The impact of this underfunding is highlighted by a gang rape survivor who chose not to report her assault due to the lack of private spaces at police gender desks, fearing public exposure of her trauma. The Presidential Technical Working Group on GBV, chaired by Dr. Nancy Baraza, confirmed that chronic underfunding hampers efforts and makes services vulnerable to geopolitical shifts.
Despite the 2014 National Policy for the Prevention and Response to GBV outlining strategies for comprehensive services, including response centers, forensic laboratories, and witness protection, there is no transparent public report on budgetary allocations. The government's Beijing +25 report only vaguely mentions supplementary funding from development partners for legal aid programs.

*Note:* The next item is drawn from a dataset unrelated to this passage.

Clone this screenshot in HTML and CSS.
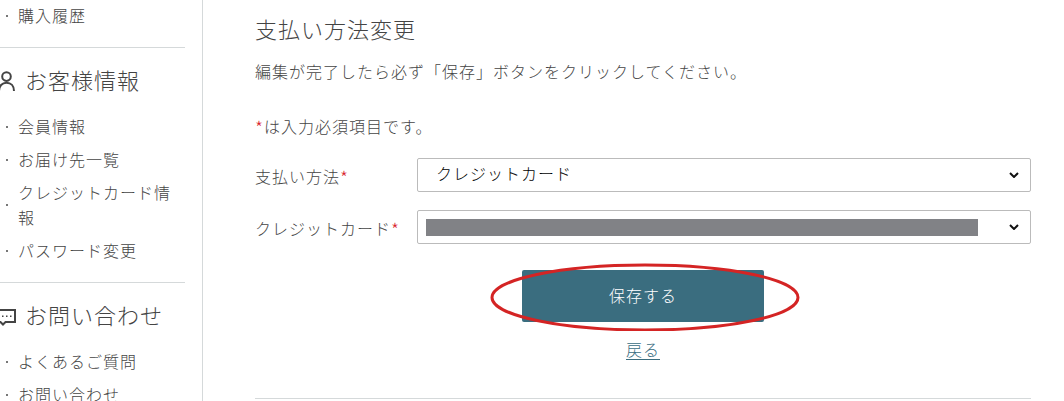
FILE: index.html
```html
<!DOCTYPE html>
<html lang="ja">
<head>
  <meta charset="UTF-8">
  <title>支払い方法変更</title>
  <link rel="stylesheet" href="styles.css">
</head>
<body>
  <div class="page">
    <!-- Left menu -->
    <nav class="sidebar">
      <div class="menu-section">
        <ul class="menu-list">
          <li><a href="#">購入履歴</a></li>
        </ul>
      </div>

      <div class="menu-section">
        <h2 class="menu-title">
          <svg class="menu-icon" viewBox="0 -3 24 24">
            <circle cx="14.5" cy="6.6" r="4.3"/>
            <path d="M7 21c0-5 3-8.3 7.5-8.3S22 16 22 21"/>
          </svg>
          お客様情報
        </h2>
        <ul class="menu-list">
          <li><a href="#">会員情報</a></li>
          <li><a href="#">お届け先一覧</a></li>
          <li><a href="#">クレジットカード情報</a></li>
          <li><a href="#">パスワード変更</a></li>
        </ul>
      </div>

      <div class="menu-section">
        <h2 class="menu-title">
          <svg class="menu-icon" viewBox="0 -3 24 24">
            <path d="M3 5h20v12H13.500l-2.500 2.500-2.500-2.500H3z"/>
            <path class="dots" d="M10 10.500h1.500v1.500h-1.500zM14 10.500h1.500v1.500h-1.500zM18 10.500h1.500v1.500h-1.500z"/>
          </svg>
          お問い合わせ
        </h2>
        <ul class="menu-list">
          <li><a href="#">よくあるご質問</a></li>
          <li><a href="#">お問い合わせ</a></li>
        </ul>
      </div>
    </nav>

    <!-- Main content -->
    <main class="content">
      <h1>支払い方法変更</h1>
      <p class="lead">編集が完了したら必ず「保存」ボタンをクリックしてください。</p>
      <p class="note"><span class="required">*</span>は入力必須項目です。</p>

      <form class="payment-form">
        <div class="form-row">
          <label for="method">支払い方法<span class="required">*</span></label>
          <div class="select-box">
            <select id="method">
              <option>クレジットカード</option>
            </select>
            <svg class="arrow" viewBox="0 0 10 6"><path d="M1 1l4 4 4-4"/></svg>
          </div>
        </div>
        <div class="form-row">
          <label for="card">クレジットカード<span class="required">*</span></label>
          <div class="select-box">
            <select id="card">
              <option></option>
            </select>
            <span class="mask"></span>
            <svg class="arrow" viewBox="0 0 10 6"><path d="M1 1l4 4 4-4"/></svg>
          </div>
        </div>

        <div class="actions">
          <div class="save-area">
            <button type="submit" class="save-button">保存する</button>
            <svg class="save-mark" viewBox="0 0 310 68"><ellipse cx="155" cy="34.500" rx="153" ry="32.500"/></svg>
          </div>
          <a href="#" class="back-link">戻る</a>
        </div>
      </form>
    </main>
  </div>
</body>
</html>
```

FILE: styles.css
```css
* {
  box-sizing: border-box;
}

body {
  margin: 0;
  background: #fff;
  color: #444;
  font-family: "Noto Sans CJK JP", sans-serif;
  font-size: 16px;
  font-weight: 300;
  line-height: 26px;
  letter-spacing: 1px;
  overflow: hidden;
}

h1, h2, p, ul {
  margin: 0;
  padding: 0;
}

h1, h2 {
  font-size: 22px;
  font-weight: 300;
  line-height: 32px;
}

.page {
  display: flex;
  height: 100vh;
}

/* Left menu */
.sidebar {
  flex: 0 0 203px;
  padding: 3px 14px 0 0;
  border-right: 1px solid #d5d9da;
  overflow: hidden;
}

.menu-section {
  margin-right: 3px;
  padding-bottom: 19px;
}

.menu-section + .menu-section {
  padding-top: 15px;
  border-top: 1px solid #d5d9da;
}

.menu-title {
  display: flex;
  align-items: center;
  gap: 9px;
  margin-bottom: 19px;
}

.menu-icon {
  flex: none;
  width: 24px;
  height: 24px;
  margin-left: -8px;
  fill: none;
  stroke: #444;
  stroke-width: 2;
  overflow: visible;
}

.menu-icon .dots {
  fill: #444;
  stroke: none;
}

.menu-list {
  display: flex;
  flex-direction: column;
  gap: 8px;
  list-style: none;
  line-height: 25px;
}

.menu-list li {
  display: flex;
  align-items: center;
}

.menu-list li::before {
  content: "";
  flex: none;
  width: 2px;
  height: 2px;
  margin: 0 10px 0 6px;
  background: #777;
}

.menu-list a {
  color: inherit;
  text-decoration: none;
}

/* Main content */
.content {
  flex: 1;
  padding: 12px 33px 0 52px;
}

.lead {
  margin-top: 14px;
}

.note {
  margin-top: 29px;
}

.required {
  color: #d8232a;
  font-size: 18px;
  line-height: 18px;
  vertical-align: -2px;
}

.payment-form {
  display: flex;
  flex-direction: column;
  gap: 18px;
  margin-top: 19px;
  padding-bottom: 36px;
  border-bottom: 1px solid #d5d9da;
}

.form-row {
  display: flex;
  align-items: center;
}

.form-row label {
  flex: 0 0 162px;
  padding-top: 2px;
  white-space: nowrap;
}

.select-box {
  flex: 1;
  display: flex;
  position: relative;
}

.select-box select {
  width: 100%;
  height: 34px;
  padding: 0 40px 5px 18px;
  border: 1px solid #bbb;
  border-radius: 2px;
  appearance: none;
  background: #fff;
  color: #000;
  font: inherit;
  letter-spacing: inherit;
}

.arrow {
  position: absolute;
  top: 14px;
  right: 12px;
  width: 10px;
  height: 6px;
  fill: none;
  stroke: #111;
  stroke-width: 2;
  pointer-events: none;
}

.mask {
  position: absolute;
  top: 9px;
  left: 9px;
  right: 53px;
  height: 17px;
  background: #818286;
}

.actions {
  display: flex;
  flex-direction: column;
  align-items: center;
  gap: 14px;
  margin-top: 8px;
}

.save-area {
  display: flex;
  position: relative;
}

.save-button {
  width: 242px;
  height: 52px;
  padding-bottom: 3px;
  border: none;
  border-radius: 2px;
  background: #3a6d7f;
  color: #fff;
  font: inherit;
  letter-spacing: inherit;
  cursor: pointer;
}

/* Red ring around the save button */
.save-mark {
  position: absolute;
  top: -7px;
  left: -32px;
  width: 310px;
  height: 68px;
  fill: none;
  stroke: #d42424;
  stroke-width: 3;
  pointer-events: none;
}

.back-link {
  color: #3a6d7f;
  text-underline-offset: 3px;
}
```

Prof. Judith Waudo of Kenyatta University's Women's Economic Empowerment Hub pointed out systemic failures in coordination and service provision. Her research uncovered widespread misreporting of GBV cases, with single incidents often recorded multiple times across different institutions, creating an illusion of rising numbers while obscuring the true scale of the problem. She advocated for a unified reporting framework.
Furthermore, Prof. Waudo criticized the state of shelters, noting that only two government-run facilities exist nationwide, and many private ones lack uniform standards. She emphasized that economic empowerment is crucial for survivors to break cycles of violence, as temporary safety without financial independence often forces women back into abusive situations, contributing to femicide and repeat violence.